Tolentino enfatiza que o plantio de eucalipto em Mato Grosso do Sul segue uma regra de zoneamento agroecológico previamente estabelecida pelo governo do estado. A medida consiste em delimitar as áreas que favorecem o plantio sem que ocorra degradação da vegetação nativa. "O cultivo florestal aqui no estado, a gente pode dizer que ele é relativamente novo quando comparado com a agricultura e pecuária. Cultivar árvores é diferente de cultivar grama, é diferente de cultivar pasto.

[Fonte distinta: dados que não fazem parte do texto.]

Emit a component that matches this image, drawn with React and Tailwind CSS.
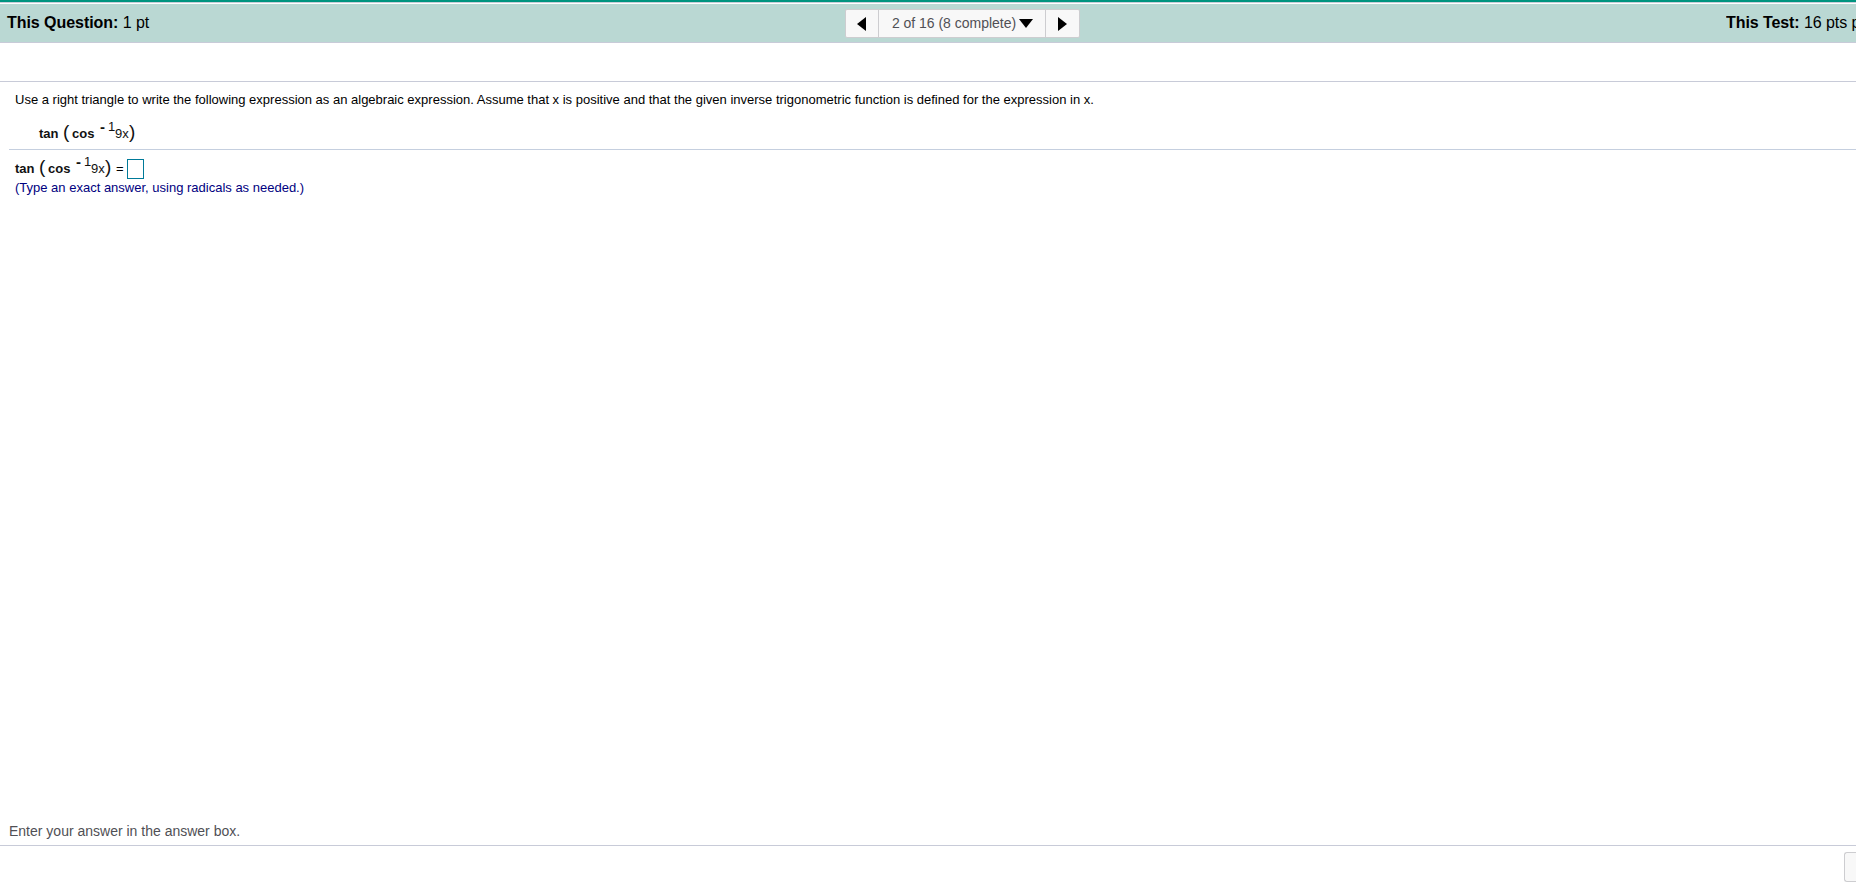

Então, é complicado para um produtor ter de fato um cultivo de eucalipto que possa dar retorno, que possa de fato sequestrar carbono, que possa cumprir as exigências de zoneamento". 

O biólogo e pesquisador em Biodiversidade Douglas Alves Lopes explica que a introdução de uma planta exótica no Brasil, como o eucalipto, prejudica o funcionamento do ecossistema local. "O eucalipto é uma planta nativa da Austrália. Então quando se investe em uma estratégia para reduzir a emissão de carbono utilizando uma espécie exótica, a gente tira o foco de espécies que estão muito melhor adaptadas a realizar esse mesmo tipo de serviço ecossistêmico, como as nossas matas nativas". O pesquisador destaca que a preservação da flora local é a melhor alternativa para a conservação do meio ambiente. "Seria muito mais interessante não só para reduzir a emissão de carbono, mas também para a gente manter a nossa biodiversidade local, ampliar os nossos esforços de conservação, seja na flora ou na fauna. A gente poderia estar investindo na preservação de espécies ameaçadas da flora que fazem também muito bem essa função".

Lopes explica que as plantações de eucalipto são prejudiciais porque colocam em risco o desenvolvimento de outras espécies nativas. Segundo o biólogo, o eucalipto utiliza a alelopatia no ambiente para impedir o desenvolvimento de outras espécies. "Quando você tem a monocultura, uma única espécie dominando no ambiente, e além de tudo uma espécie que é exótica, ela comporta muito menos espécies nativas da fauna, de insetos, de polinizadores".